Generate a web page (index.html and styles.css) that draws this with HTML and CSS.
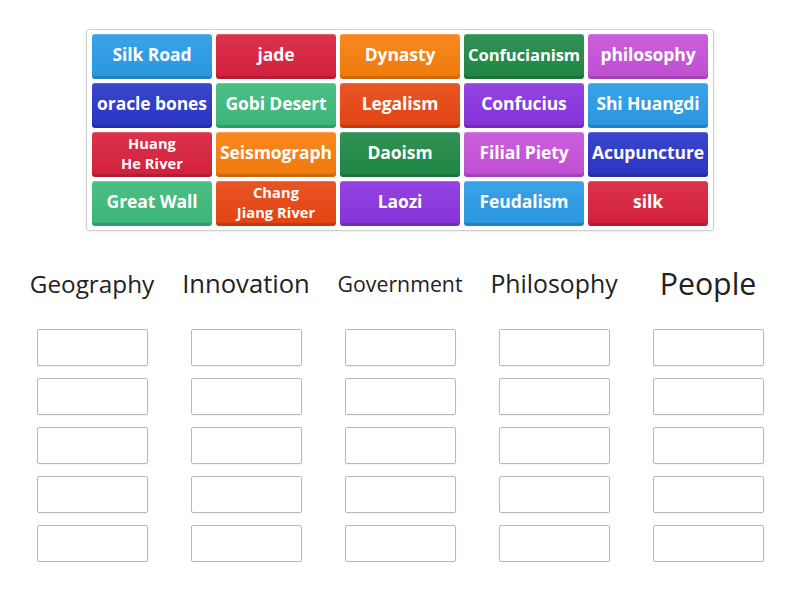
FILE: index.html
```html
<!DOCTYPE html>
<html>
<head>
<meta charset="utf-8">
<link rel="stylesheet" href="styles.css">
</head>
<body>
<div class="bank">
  <div class="tile lb">Silk Road</div>
  <div class="tile rd">jade</div>
  <div class="tile or">Dynasty</div>
  <div class="tile dg fit">Confucianism</div>
  <div class="tile mg">philosophy</div>
  <div class="tile db">oracle bones</div>
  <div class="tile gr">Gobi Desert</div>
  <div class="tile ro">Legalism</div>
  <div class="tile pu">Confucius</div>
  <div class="tile lb">Shi Huangdi</div>
  <div class="tile rd two"><span>Huang</span><span>He River</span></div>
  <div class="tile or">Seismograph</div>
  <div class="tile dg">Daoism</div>
  <div class="tile mg">Filial Piety</div>
  <div class="tile db">Acupuncture</div>
  <div class="tile gr">Great Wall</div>
  <div class="tile ro two"><span>Chang</span><span>Jiang River</span></div>
  <div class="tile pu">Laozi</div>
  <div class="tile lb">Feudalism</div>
  <div class="tile rd">silk</div>
</div>
<div class="groups">
  <div class="group">
    <div class="head h-geo">Geography</div>
    <div class="slot"></div><div class="slot"></div><div class="slot"></div><div class="slot"></div><div class="slot"></div>
  </div>
  <div class="group">
    <div class="head h-inn">Innovation</div>
    <div class="slot"></div><div class="slot"></div><div class="slot"></div><div class="slot"></div><div class="slot"></div>
  </div>
  <div class="group">
    <div class="head h-gov">Government</div>
    <div class="slot"></div><div class="slot"></div><div class="slot"></div><div class="slot"></div><div class="slot"></div>
  </div>
  <div class="group">
    <div class="head h-phi">Philosophy</div>
    <div class="slot"></div><div class="slot"></div><div class="slot"></div><div class="slot"></div><div class="slot"></div>
  </div>
  <div class="group">
    <div class="head h-peo">People</div>
    <div class="slot"></div><div class="slot"></div><div class="slot"></div><div class="slot"></div><div class="slot"></div>
  </div>
</div>
</body>
</html>
```
FILE: styles.css
```css
html, body {
  margin: 0;
  padding: 0;
  background: #fff;
  font-family: "Open Sans", "Noto Sans", sans-serif;
}
.bank {
  width: 616px;
  margin: 29px auto 0;
  padding: 4px 5px;
  border: 1px solid #cfcfcf;
  border-radius: 3px;
  display: grid;
  grid-template-columns: repeat(5, 120px);
  grid-auto-rows: 45px;
  gap: 4px;
  box-shadow: 0 1px 2px rgba(0,0,0,0.08);
}
.tile {
  border-radius: 3px;
  color: #fff;
  font-weight: 700;
  font-size: 17.5px;
  line-height: 21px;
  display: flex;
  align-items: center;
  justify-content: center;
  text-align: center;
  white-space: nowrap;
  letter-spacing: -0.1px;
  padding-bottom: 4px;
  box-sizing: border-box;
  box-shadow: inset 0 -3px 0 rgba(0,0,0,0.14), inset 0 1px 0 rgba(255,255,255,0.18);
  background-image: linear-gradient(rgba(255,255,255,0.08), rgba(0,0,0,0.03));
}
.tile.fit {
  font-size: 16.6px;
}
.tile.two {
  flex-direction: column;
  font-size: 14.6px;
  line-height: 20px;
  letter-spacing: 0.1px;
}
.lb { background-color: #2a9be6; }
.rd { background-color: #d9213d; }
.or { background-color: #f77e0c; }
.dg { background-color: #1f8946; }
.mg { background-color: #c552d8; }
.db { background-color: #2a36c8; }
.gr { background-color: #3dba7b; }
.ro { background-color: #e84612; }
.pu { background-color: #8a34df; }

.groups {
  display: grid;
  grid-template-columns: repeat(5, 111px);
  column-gap: 43px;
  justify-content: center;
  margin-top: 29px;
}
.group {
  display: flex;
  flex-direction: column;
  align-items: stretch;
  gap: 12px;
}
.head {
  height: 46px;
  margin-bottom: 11px;
  display: flex;
  align-items: center;
  justify-content: center;
  white-space: nowrap;
  color: #222;
  font-weight: 400;
}
.h-geo { font-size: 24.3px; }
.h-inn { font-size: 25.6px; }
.h-gov { font-size: 21.3px; }
.h-phi { font-size: 24.8px; }
.h-peo { font-size: 30.3px; }
.slot {
  height: 37px;
  box-sizing: border-box;
  border: 1px solid #b9b9b9;
  border-radius: 2px;
  background: #fff;
  box-shadow: 0 1px 2px rgba(0,0,0,0.06);
}
```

- **PROBLEM TO WORK ON**:
Omit any images, then output the listing exactly.

- **TASK SOLUTION**:
Generate a web page (index.html and styles.css) that draws this with HTML and CSS.
FILE: index.html
```html
<!DOCTYPE html>
<html>
<head>
<meta charset="utf-8">
<link rel="stylesheet" href="styles.css">
</head>
<body>
<div class="bank">
  <div class="tile lb">Silk Road</div>
  <div class="tile rd">jade</div>
  <div class="tile or">Dynasty</div>
  <div class="tile dg fit">Confucianism</div>
  <div class="tile mg">philosophy</div>
  <div class="tile db">oracle bones</div>
  <div class="tile gr">Gobi Desert</div>
  <div class="tile ro">Legalism</div>
  <div class="tile pu">Confucius</div>
  <div class="tile lb">Shi Huangdi</div>
  <div class="tile rd two"><span>Huang</span><span>He River</span></div>
  <div class="tile or">Seismograph</div>
  <div class="tile dg">Daoism</div>
  <div class="tile mg">Filial Piety</div>
  <div class="tile db">Acupuncture</div>
  <div class="tile gr">Great Wall</div>
  <div class="tile ro two"><span>Chang</span><span>Jiang River</span></div>
  <div class="tile pu">Laozi</div>
  <div class="tile lb">Feudalism</div>
  <div class="tile rd">silk</div>
</div>
<div class="groups">
  <div class="group">
    <div class="head h-geo">Geography</div>
    <div class="slot"></div><div class="slot"></div><div class="slot"></div><div class="slot"></div><div class="slot"></div>
  </div>
  <div class="group">
    <div class="head h-inn">Innovation</div>
    <div class="slot"></div><div class="slot"></div><div class="slot"></div><div class="slot"></div><div class="slot"></div>
  </div>
  <div class="group">
    <div class="head h-gov">Government</div>
    <div class="slot"></div><div class="slot"></div><div class="slot"></div><div class="slot"></div><div class="slot"></div>
  </div>
  <div class="group">
    <div class="head h-phi">Philosophy</div>
    <div class="slot"></div><div class="slot"></div><div class="slot"></div><div class="slot"></div><div class="slot"></div>
  </div>
  <div class="group">
    <div class="head h-peo">People</div>
    <div class="slot"></div><div class="slot"></div><div class="slot"></div><div class="slot"></div><div class="slot"></div>
  </div>
</div>
</body>
</html>
```
FILE: styles.css
```css
html, body {
  margin: 0;
  padding: 0;
  background: #fff;
  font-family: "Open Sans", "Noto Sans", sans-serif;
}
.bank {
  width: 616px;
  margin: 29px auto 0;
  padding: 4px 5px;
  border: 1px solid #cfcfcf;
  border-radius: 3px;
  display: grid;
  grid-template-columns: repeat(5, 120px);
  grid-auto-rows: 45px;
  gap: 4px;
  box-shadow: 0 1px 2px rgba(0,0,0,0.08);
}
.tile {
  border-radius: 3px;
  color: #fff;
  font-weight: 700;
  font-size: 17.5px;
  line-height: 21px;
  display: flex;
  align-items: center;
  justify-content: center;
  text-align: center;
  white-space: nowrap;
  letter-spacing: -0.1px;
  padding-bottom: 4px;
  box-sizing: border-box;
  box-shadow: inset 0 -3px 0 rgba(0,0,0,0.14), inset 0 1px 0 rgba(255,255,255,0.18);
  background-image: linear-gradient(rgba(255,255,255,0.08), rgba(0,0,0,0.03));
}
.tile.fit {
  font-size: 16.6px;
}
.tile.two {
  flex-direction: column;
  font-size: 14.6px;
  line-height: 20px;
  letter-spacing: 0.1px;
}
.lb { background-color: #2a9be6; }
.rd { background-color: #d9213d; }
.or { background-color: #f77e0c; }
.dg { background-color: #1f8946; }
.mg { background-color: #c552d8; }
.db { background-color: #2a36c8; }
.gr { background-color: #3dba7b; }
.ro { background-color: #e84612; }
.pu { background-color: #8a34df; }

.groups {
  display: grid;
  grid-template-columns: repeat(5, 111px);
  column-gap: 43px;
  justify-content: center;
  margin-top: 29px;
}
.group {
  display: flex;
  flex-direction: column;
  align-items: stretch;
  gap: 12px;
}
.head {
  height: 46px;
  margin-bottom: 11px;
  display: flex;
  align-items: center;
  justify-content: center;
  white-space: nowrap;
  color: #222;
  font-weight: 400;
}
.h-geo { font-size: 24.3px; }
.h-inn { font-size: 25.6px; }
.h-gov { font-size: 21.3px; }
.h-phi { font-size: 24.8px; }
.h-peo { font-size: 30.3px; }
.slot {
  height: 37px;
  box-sizing: border-box;
  border: 1px solid #b9b9b9;
  border-radius: 2px;
  background: #fff;
  box-shadow: 0 1px 2px rgba(0,0,0,0.06);
}
```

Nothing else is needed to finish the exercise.